Currently, Austria’s National Vaccination Committee (NIG) has recommended a fourth dose of the Covid-19 vaccine, but only for those deemed at risk of serious illness.

FOR MEMBERS: EXPLAINED: What should I do if my Austrian Green Pass is expiring

The NIG identifies risk groups as people over 80 and those between the ages of 65 and 79 with a weakened immune system or existing health conditions.

The committee is considering lowering the recommended age to 65, even for people with no other health conditions.

In Vienna, the fourth dose can already be given off-label to persons over the age of 65 or to anyone who wants to take it after a medical individual risk-benefit assessment.

Clinical pharmacologist Markus Zeitlinger, from MedUni Vienna, told Kurier that he believes anyone who wants maximum immune protection at all times should get a vaccination now – children excluded. He said since there will be a summer wave, people shouldn’t wait to get protected.

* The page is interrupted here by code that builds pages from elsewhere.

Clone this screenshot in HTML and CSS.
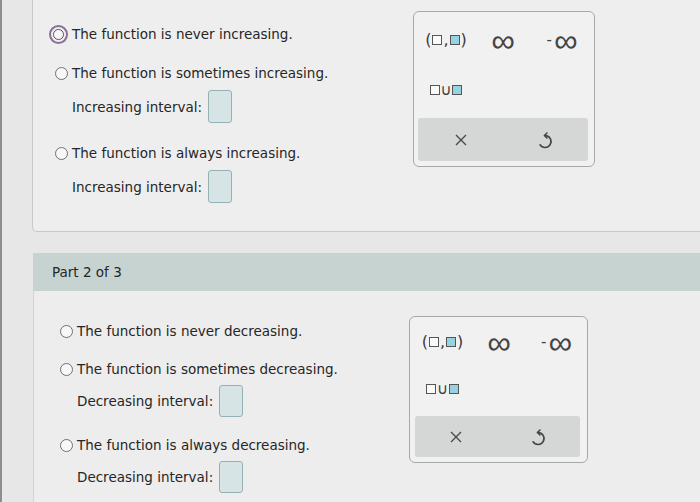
FILE: index.html
```html
<!DOCTYPE html>
<html>
<head>
<meta charset="utf-8">
<link rel="stylesheet" href="styles.css">
</head>
<body>
<div class="page">
  <section class="card">
    <div class="options">
      <div class="opt">
        <span class="radio-slot"><span class="radio selected"></span></span>
        <span class="label">The function is never increasing.</span>
      </div>
      <div class="opt">
        <span class="radio-slot"><span class="radio"></span></span>
        <span class="label">The function is sometimes increasing.</span>
      </div>
      <div class="interval">
        <span>Increasing interval:</span><span class="box"></span>
      </div>
      <div class="opt">
        <span class="radio-slot"><span class="radio"></span></span>
        <span class="label">The function is always increasing.</span>
      </div>
      <div class="interval">
        <span>Increasing interval:</span><span class="box"></span>
      </div>
    </div>
    <div class="palette">
      <div class="keys">
        <span class="key">(<i class="sq"></i>,<i class="sq fill"></i>)</span>
        <span class="key inf">∞</span>
        <span class="key inf"><span class="minus">-</span>∞</span>
        <span class="key union"><i class="sq"></i>∪<i class="sq fill"></i></span>
      </div>
      <div class="bar">
        <span class="act">
          <svg width="12" height="12" viewBox="0 0 12 12"><path d="M1 1 L11 11 M11 1 L1 11" stroke="#4a4a4a" stroke-width="1.4" fill="none"/></svg>
        </span>
        <span class="act">
          <svg width="15" height="18" viewBox="0 0 15 18"><path d="M7 4.5 A6 6 0 1 1 2 13.8" stroke="#444" stroke-width="1.6" fill="none" stroke-linecap="round"/><path d="M9 2 L6.4 4.5 L9 7" stroke="#444" stroke-width="1.6" fill="none" stroke-linecap="round" stroke-linejoin="round"/></svg>
        </span>
      </div>
    </div>
  </section>

  <section class="part">
    <div class="part-head">Part 2 of 3</div>
    <div class="part-body">
      <div class="options tight">
        <div class="opt">
          <span class="radio-slot"><span class="radio"></span></span>
          <span class="label">The function is never decreasing.</span>
        </div>
        <div class="opt">
          <span class="radio-slot"><span class="radio"></span></span>
          <span class="label">The function is sometimes decreasing.</span>
        </div>
        <div class="interval">
          <span>Decreasing interval:</span><span class="box"></span>
        </div>
        <div class="opt">
          <span class="radio-slot"><span class="radio"></span></span>
          <span class="label">The function is always decreasing.</span>
        </div>
        <div class="interval">
          <span>Decreasing interval:</span><span class="box"></span>
        </div>
      </div>
      <div class="palette small">
        <div class="keys">
          <span class="key">(<i class="sq"></i>,<i class="sq fill"></i>)</span>
          <span class="key inf">∞</span>
          <span class="key inf"><span class="minus">-</span>∞</span>
          <span class="key union"><i class="sq"></i>∪<i class="sq fill"></i></span>
        </div>
        <div class="bar">
          <span class="act">
            <svg width="12" height="12" viewBox="0 0 12 12"><path d="M1 1 L11 11 M11 1 L1 11" stroke="#4a4a4a" stroke-width="1.4" fill="none"/></svg>
          </span>
          <span class="act">
            <svg width="15" height="18" viewBox="0 0 15 18"><path d="M7 4.5 A6 6 0 1 1 2 13.8" stroke="#444" stroke-width="1.6" fill="none" stroke-linecap="round"/><path d="M9 2 L6.4 4.5 L9 7" stroke="#444" stroke-width="1.6" fill="none" stroke-linecap="round" stroke-linejoin="round"/></svg>
          </span>
        </div>
      </div>
    </div>
  </section>
</div>
</body>
</html>
```

FILE: styles.css
```css
html, body {
  margin: 0;
  padding: 0;
}

body {
  background: #e7e7e7;
  font-family: "DejaVu Sans", Verdana, sans-serif;
  font-size: 13.5px;
  color: #262626;
  border-left: 2px solid #8e8e8e;
  height: 502px;
  box-sizing: border-box;
  overflow: hidden;
}

.page {
  padding-left: 30px;
  height: 100%;
  display: flex;
  flex-direction: column;
}

.card {
  display: flex;
  align-items: flex-start;
  background: #eeeeee;
  border-left: 1px solid #c9c9c9;
  border-bottom: 1px solid #c9c9c9;
  border-bottom-left-radius: 5px;
  height: 232px;
  box-sizing: border-box;
  padding: 11px 0 0 15px;
}

.options {
  width: 365px;
  flex: none;
  padding-top: 13px;
  display: flex;
  flex-direction: column;
}

.opt {
  display: flex;
  align-items: center;
  height: 20px;
  margin-top: 19px;
  white-space: nowrap;
}

.opt:first-child {
  margin-top: 0;
}

.interval + .opt {
  margin-top: 20px;
}

.radio-slot {
  width: 20px;
  display: flex;
  justify-content: flex-end;
  margin-right: 4px;
}

.radio {
  width: 13px;
  height: 13px;
  box-sizing: border-box;
  border: 1px solid #6f6f6f;
  border-radius: 50%;
  background: #f8f8f8;
}

.radio.selected {
  width: 19px;
  height: 19px;
  border: 2.5px solid #8b6f97;
  background: #eeeeee;
  display: flex;
  align-items: center;
  justify-content: center;
}

.radio.selected::after {
  content: "";
  width: 11px;
  height: 11px;
  box-sizing: border-box;
  border: 1.5px solid #555;
  border-radius: 50%;
  background: #f8f8f8;
}

.interval {
  display: flex;
  align-items: center;
  margin-left: 24px;
  margin-top: 7px;
  height: 33px;
  white-space: nowrap;
}

.box {
  width: 24px;
  height: 33px;
  box-sizing: border-box;
  border: 1.5px solid #93b2b1;
  border-radius: 3px;
  background: #d6e4e6;
  margin-left: 6px;
}

/* part 2 */
.part {
  margin-top: 21px;
  margin-left: 1px;
  flex: 1;
  display: flex;
  flex-direction: column;
}

.part-head {
  height: 38px;
  background: #c6d3d0;
  padding-left: 19px;
  display: flex;
  align-items: center;
  color: #262626;
}

.part-body {
  flex: 1;
  display: flex;
  align-items: flex-start;
  background: #ededed;
  border-left: 1px solid #d3d3d3;
  padding: 25px 0 0 19px;
}

.options.tight {
  width: 356px;
  padding-top: 5px;
}

.tight .opt {
  margin-top: 18px;
}

.tight .opt:first-child {
  margin-top: 0;
}

.tight .interval {
  margin-top: 6px;
  height: 32px;
}

.tight .interval .box {
  height: 32px;
}

.tight .interval + .opt {
  margin-top: 18px;
}

/* palette */
.palette {
  width: 182px;
  height: 156px;
  box-sizing: border-box;
  border: 1px solid #a8a8a8;
  border-radius: 6px;
  background: #f1f1f1;
  padding: 11px 6px 5px 4px;
  display: flex;
  flex-direction: column;
  color: #3a3a3a;
}

.keys {
  display: grid;
  grid-template-columns: 56px 58px 60px;
  grid-auto-rows: 34px;
  row-gap: 16px;
}

.key {
  display: flex;
  align-items: center;
  justify-content: center;
  font-size: 16px;
  line-height: 1;
}

.key.inf {
  font-family: "Liberation Sans", Arial, sans-serif;
  font-size: 33px;
  color: #444;
}

.key .minus {
  font-family: "DejaVu Sans", sans-serif;
  font-size: 15px;
  margin-right: 2px;
}

.sq {
  display: inline-block;
  width: 10px;
  height: 10px;
  box-sizing: border-box;
  border: 1.3px solid #555;
  background: #fafafa;
  margin: 0 1px;
}

.sq.fill {
  background: #97d3df;
}

.union {
  font-size: 15px;
}

.bar {
  margin-top: 11px;
  height: 43px;
  background: #d5d7d7;
  border-radius: 3px;
  display: flex;
}

.act {
  flex: 1;
  display: flex;
  align-items: center;
  justify-content: center;
}

.palette.small {
  width: 179px;
  height: 147px;
  padding: 10px 7px 5px 5px;
}

.small .keys {
  grid-template-columns: 55px 58px 57px;
  grid-auto-rows: 30px;
  row-gap: 17px;
}

.small .bar {
  margin-top: 12px;
  height: 41px;
}
```
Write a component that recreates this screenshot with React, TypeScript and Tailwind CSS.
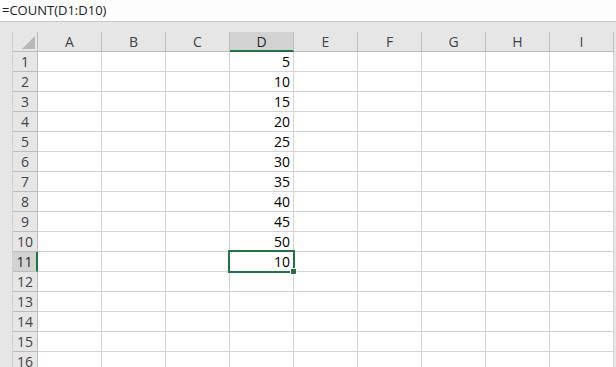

He said there is medically no reason not to get vaccinated in June, and then again as early as October. 

If you have had three vaccinations and had an infection confirmed by PCR test, then no further vaccination is currently recommended.

What is advised as numbers rise?

The virologist Dorothea van Laer from the University of Innsbruck has asked people to wear masks in summer, speaking to the ZIB2 programme.

She said it was particularly important for those in frequent contact with vulnerable people. She also advised people to get boosted if they hadn’t taken their third dose yet.

READ ALSO: Austria’s compulsory vaccine mandate suspended until August

Van Laer also criticised the lack of knowledge about immunity in the population of Austria, stating:

“We don’t have a representative study on the contamination of the Austrian population. We don’t even know if we have a problem at all or if, like in England, 99 percent of people already have antibodies and a certain amount of protection against severe illness.”